In a short one-week period, it appears that the same Iraqis that were once celebrating the re-deployment of U.S. soldiers from Iraq’s cities and villages are now desperately pleading for their return.
Understandably, the sights and sounds of blood-soaked pavement, broken windows, and destroyed buildings are taking their toll on Iraqis across the nation. Sadly, despite this reality, U.S. troops are not allowed to assist without the formal petition of the Iraqi Government. In what is being viewed by national politicians as a necessary staple of the joint U.S.-Iraq Status of Forces Agreement, the common civilian views as an unwarranted provision threatening the physical security of themselves and their families. Unfortunately, before last week’s act of terrorism, this notion was virtually absent from the Iraqi political landscape. Similar to September 11, 2001, sometimes it takes an extreme act of brutality to change peoples’ minds.
Mind you, this is all speculation. On realistic terms, I have no idea what is running through the minds of Shias, Sunnis, Kurds, and Christians living in a post-Saddam Hussein Iraq. Perhaps Iraqi Arabs are taking a more pragmatic approach to the whole situation, believing that it is only a matter of time before Iraq’s armed-forces will beat back an already declining insurgency. However diverse some thoughts may be, one statement does seem safe to declare: the ISF has a long road ahead of them without the direct assistance of U.S. forces.

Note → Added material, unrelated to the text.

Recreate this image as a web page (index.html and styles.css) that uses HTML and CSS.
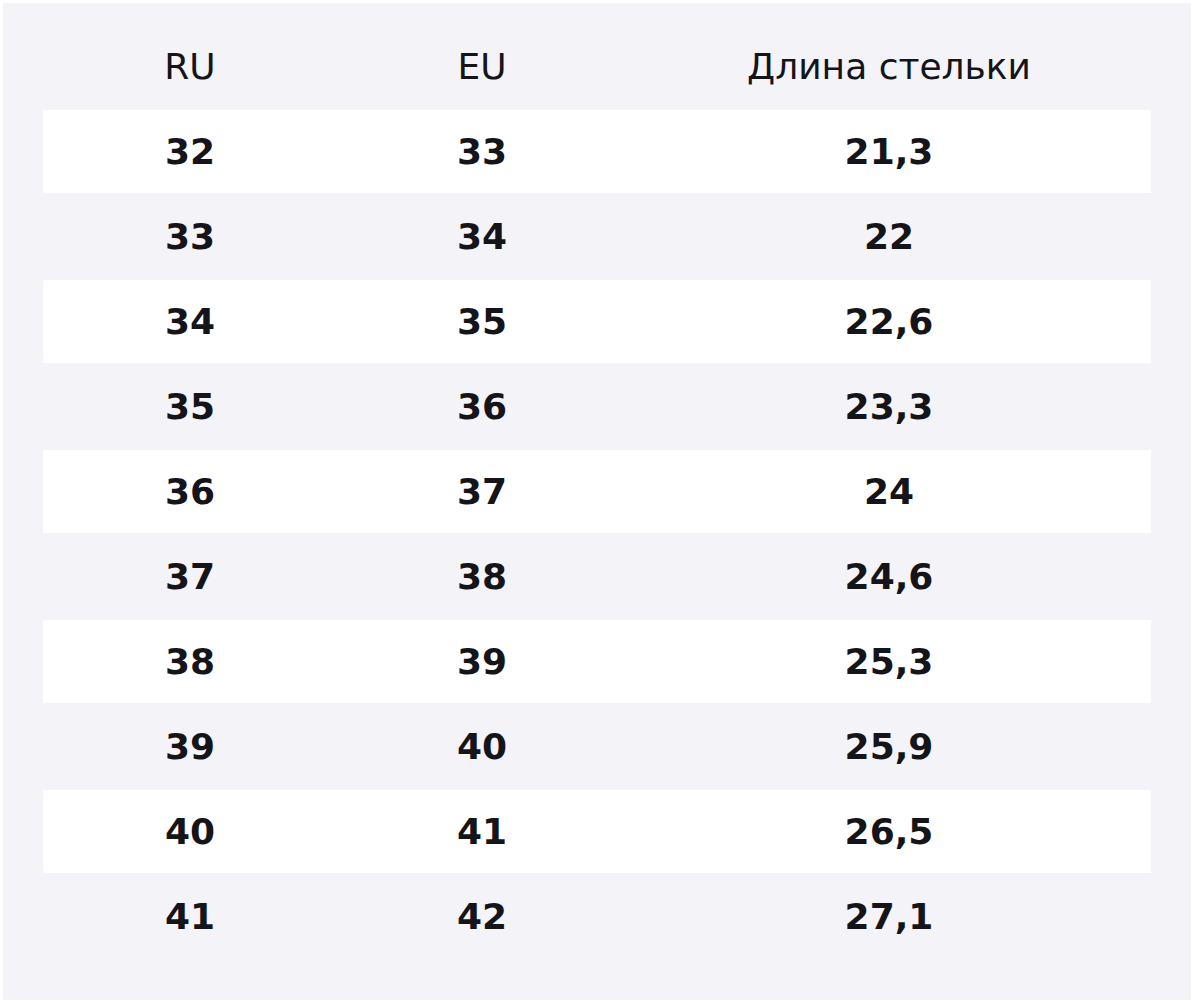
FILE: index.html
```html
<!DOCTYPE html>
<html lang="ru">
<head>
<meta charset="utf-8">
<title>Таблица размеров</title>
<link rel="stylesheet" href="styles.css">
</head>
<body>
<div class="sheet">
  <div class="row head">
    <div class="cell">RU</div>
    <div class="cell">EU</div>
    <div class="cell">Длина стельки</div>
  </div>
  <div class="row odd"><div class="cell">32</div><div class="cell">33</div><div class="cell">21,3</div></div>
  <div class="row even"><div class="cell">33</div><div class="cell">34</div><div class="cell">22</div></div>
  <div class="row odd"><div class="cell">34</div><div class="cell">35</div><div class="cell">22,6</div></div>
  <div class="row even"><div class="cell">35</div><div class="cell">36</div><div class="cell">23,3</div></div>
  <div class="row odd"><div class="cell">36</div><div class="cell">37</div><div class="cell">24</div></div>
  <div class="row even"><div class="cell">37</div><div class="cell">38</div><div class="cell">24,6</div></div>
  <div class="row odd"><div class="cell">38</div><div class="cell">39</div><div class="cell">25,3</div></div>
  <div class="row even"><div class="cell">39</div><div class="cell">40</div><div class="cell">25,9</div></div>
  <div class="row odd"><div class="cell">40</div><div class="cell">41</div><div class="cell">26,5</div></div>
  <div class="row even"><div class="cell">41</div><div class="cell">42</div><div class="cell">27,1</div></div>
</div>
</body>
</html>
```
FILE: styles.css
```css
html, body {
  margin: 0;
  background: #ffffff;
}
body {
  padding: 3px;
  font-family: "DejaVu Sans", "Liberation Sans", sans-serif;
  color: #141419;
}
.sheet {
  background: #f3f3f8;
  padding: 0 40px 40px;
  height: 957px;
}
.row {
  display: grid;
  grid-template-columns: 294px 290px 524px;
  align-items: center;
  font-size: 36px;
  line-height: 42px;
  font-weight: bold;
}
.cell {
  text-align: center;
}
.head {
  font-weight: normal;
  padding: 43px 0 22px;
}
.odd {
  background: #ffffff;
  height: 83px;
}
.even {
  height: 87px;
}
```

Iraqi troops are going to have to take the lead in criminal investigations, something they have been reluctant to do in the past six years. Bagdad is going to have to practice impartial judgment, a policy difficult to implement in a diverse and multi-ethnic population. More importantly, Mr. Maliki and his cabinet must be willing to make public-policy for the future, no matter how unpopular these decisions may be in the present. For if Iraq fails to perform these functions, and if sectarianism trumpets nationalism, a second round of civil-war is all too likely.